Sri Lankan appears in New Zealand court to face rape charges

A Sri Lankan man appeared in a  New Zealand court today to face charges of raping a woman.

A brief fling between the man and woman living at the same house deteriorated into allegations of rape and sexual assault, a Nelson jury heard.

The woman alleged she woke to find the man in her room, where he pinned her down, raped her and left her shaking on the bed, the Stuff website reported.

The Sri Lankan faces 12 charges including five of sexual violation by unlawful sexual connection, two of sexual violation by rape, four of indecent assault, and one of male assaults female.

He has pleaded not guilty to all charges.

Crown prosecutor Jackson Webber said while there had been a “very brief” consensual sexual relationship between the pair, the complainant had “put a fairly rapid end” to it.

“The Crown case is that the defendant did not and would not accept her decision,” Webber said.

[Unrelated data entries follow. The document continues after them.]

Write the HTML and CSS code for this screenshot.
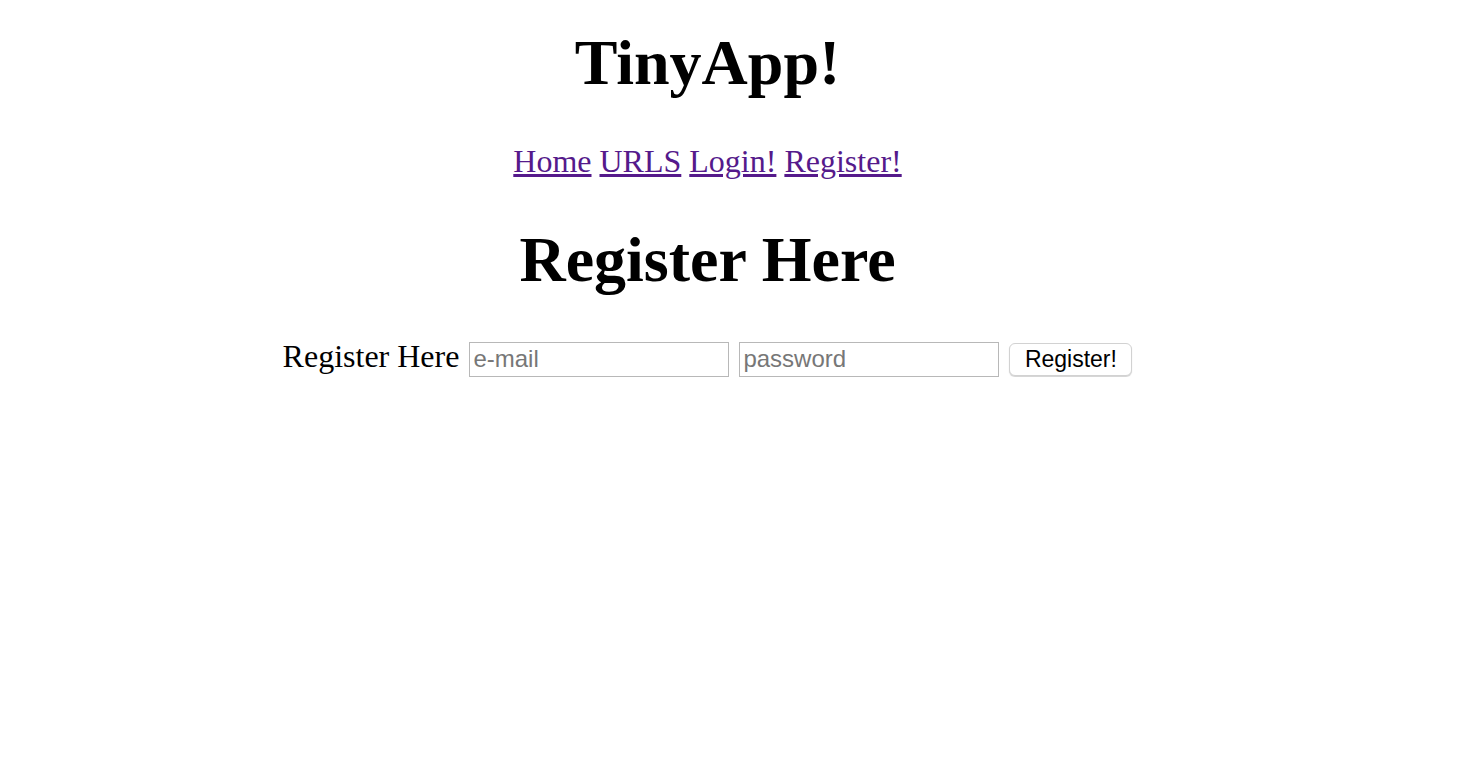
FILE: index.html
```html
<!DOCTYPE html>
<html>
<head>
<meta charset="utf-8">
<title>TinyApp</title>
<link rel="stylesheet" href="styles.css">
</head>
<body>
<div class="page">
  <h1 class="title">TinyApp!</h1>
  <nav class="nav">
    <a href="#">Home</a>
    <a href="#">URLS</a>
    <a href="#">Login!</a>
    <a href="#">Register!</a>
  </nav>
  <h1 class="heading">Register Here</h1>
  <form class="form">
    <label class="label">Register Here</label>
    <input class="field" type="text" placeholder="e-mail">
    <input class="field" type="password" placeholder="password">
    <button class="btn" type="button">Register!</button>
  </form>
</div>
</body>
</html>
```

FILE: styles.css
```css
html, body {
  margin: 0;
  padding: 0;
  background: #fff;
}
body {
  font-family: "Liberation Serif", "Times New Roman", serif;
  color: #000;
}
.page {
  width: 1415px;
  text-align: center;
}
.title {
  font-size: 64px;
  line-height: 74px;
  font-weight: bold;
  margin: 26px 0 43px;
}
.nav {
  font-size: 32px;
  line-height: 37px;
  margin: 0;
}
.nav a {
  color: #551a8b;
  text-decoration: underline;
}
.heading {
  font-size: 64px;
  line-height: 74px;
  font-weight: bold;
  margin: 43px 0 41px;
}
.form {
  display: flex;
  justify-content: center;
  align-items: baseline;
  gap: 10px;
  margin: 0;
}
.label {
  font-size: 32px;
  line-height: 37px;
}
.field {
  box-sizing: border-box;
  width: 260px;
  height: 35px;
  margin: 0;
  padding: 0 3px;
  border: 1px solid #b8b8b8;
  border-radius: 0;
  font-family: "Liberation Sans", Arial, sans-serif;
  font-size: 24px;
  color: #000;
  background: #fff;
  outline: none;
}
.field::placeholder {
  color: #777;
}
.btn {
  box-sizing: border-box;
  width: 123px;
  height: 33px;
  margin: 0;
  padding: 0;
  border: 1px solid #d2d2d2;
  border-radius: 6px;
  background: #fff;
  box-shadow: 0 1px 1px rgba(0, 0, 0, 0.18);
  font-family: "Liberation Sans", Arial, sans-serif;
  font-size: 23px;
  color: #000;
}
```
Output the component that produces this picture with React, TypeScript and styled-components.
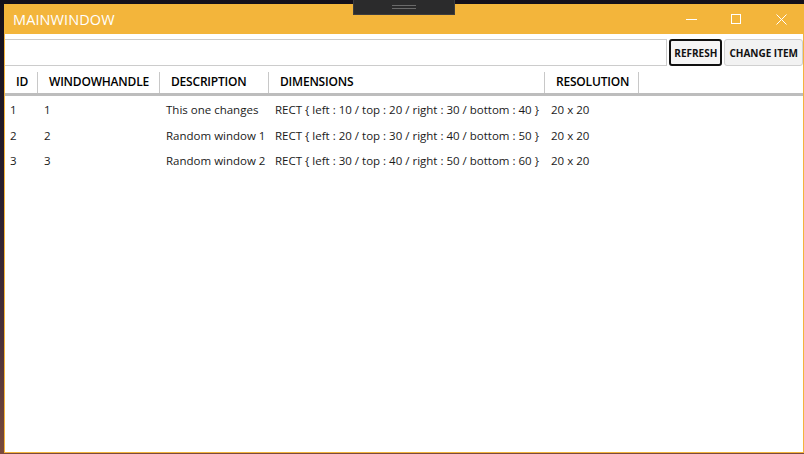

It’s alleged the Sri Lankan man raped her on two occasions during June and July last year. He had been living at the Nelson house since November 2015, after coming to New Zealand from Sri Lanka.

The Crown case also includes several other instances between June and July where the defendant sexually assaulted the woman, touching her inappropriately.

The jury heard while the woman had initially felt flattered by the advances of a younger man and consented to have sex, she then wanted to end the relationship as she understood he had a wife and child in Sri Lanka.

The alleged offending took place over two months before the woman reported it. She said she tried to appease him and had hoped the sexual contact would stop as the man assured her there would be no further incidents.

However the defence case is that there was no sexual contact between the pair at all, other than the brief consensual relationship during the start of their living arrangement.

Defence lawyer Tony Bamford said for whatever reason, the complainant had fabricated her account.

“She has made up these allegations. They are wrong, they are lies, they are something that was created in her head,” Bamford said.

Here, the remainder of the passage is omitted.